Gegen Ende der AfD-Kundgebung teilten sich die Gegendemonstrant:innen in 2 Gruppen auf; Ziel war, den Abzug der Kundgebungsteilnehmer, mindestens aber den des Sattelzugs mit der Rednertribüne zu behindern. Letzteres gelang zeitweise: Am Ausgang des Marktplatzes über die Sporerstraße bildete sich in Höhe der Markthalle eine Blockadekette (ca. 50 Personen), umgehend ihrerseits auf beiden Seiten von je einer soliden Polizeikette blockiert. Es folgten mehrere Durchsagen der Polizei, zuerst mit der Aufforderung, die Straße freizugeben, dann wurde mitgeteilt, die Polizei betrachte die Demo dort nicht mehr als politische Versammlung, sondern als eine Blockade (was implizit hieß, dass alle Beteiligten mit Anzeigen wegen Nötigung zu rechnen hätten), dann wurden Personalienfeststellungen angekündigt. Schließlich kam dann das Angebot, die Angesprochenen könnten den Kessel in kleinen Gruppen verlassen. Die in der Sporerstraße nahmen dieses Angebot nicht an und ließen sich dann einzeln zwecks Personalienfeststellung wegführen, was insgesamt dann etwa 1 Stunde dauerte. Eine 2. Gruppe von Gegendemonstrant:innen, die an anderer Stelle [wo?] den Sattelzug aufzuhalten versucht hatten, entschieden anders und wählten diesen Ausweg.

Diese letzte Phase der Demonstrationen hätte schon eskalieren können. Die Polizei hätte die Blockade leicht durchbrechen können, freilich nur mit Schlagstock und/oder Reizgas. Mehrfach beobachteten wir, wie Polizisten auf rechte Provokateure zugingen und sie – mit Erfolg – zum Mundhalten oder Weitergehen aufforderten. Während der Kundgebung hatten sich Gegendemonstrant:innen am Rande des Kundgebungsgeländes der AfD aufgebaut; dort schien, soweit von Weitem zu erkennen, das Anti-Konflikt-Team der Polizei sie nach einiger Zeit dazu zu bewegen, wegzugehen, so dass ein evtl. Konflikt mit AfD-Ordnern nicht entstehen konnte.

Der Gesamteinsatz schien eine zweifache Wirkung zu beabsichtigen. Zum einen wirkte er massiv drohend, wobei die Polizei wohl nicht davon ausging, alle Drohungen wahr machen zu müssen (die Wasserwerfer hätten aus ihrer Position heraus kaum zielführend eingesetzt werden können).

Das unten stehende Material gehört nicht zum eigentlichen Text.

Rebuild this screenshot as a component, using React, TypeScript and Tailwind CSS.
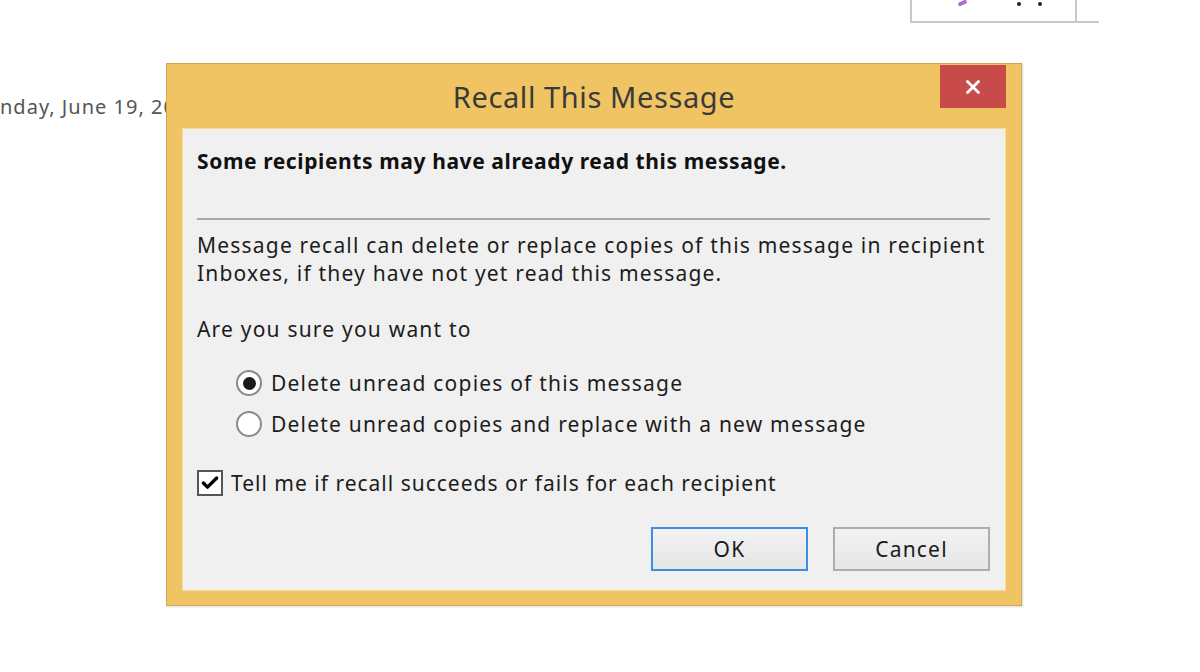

Andererseits schien sie sichtlich bemüht, im Verlauf des Geschehens Eskalation zu vermeiden. Wie weit Erkenntnisse aus Videografie und Personalienfeststellung zu nachträglicher Repression in Form von Anzeigen wegen Vermummung und/oder Nötigung verwendet werden, ist abzuwarten.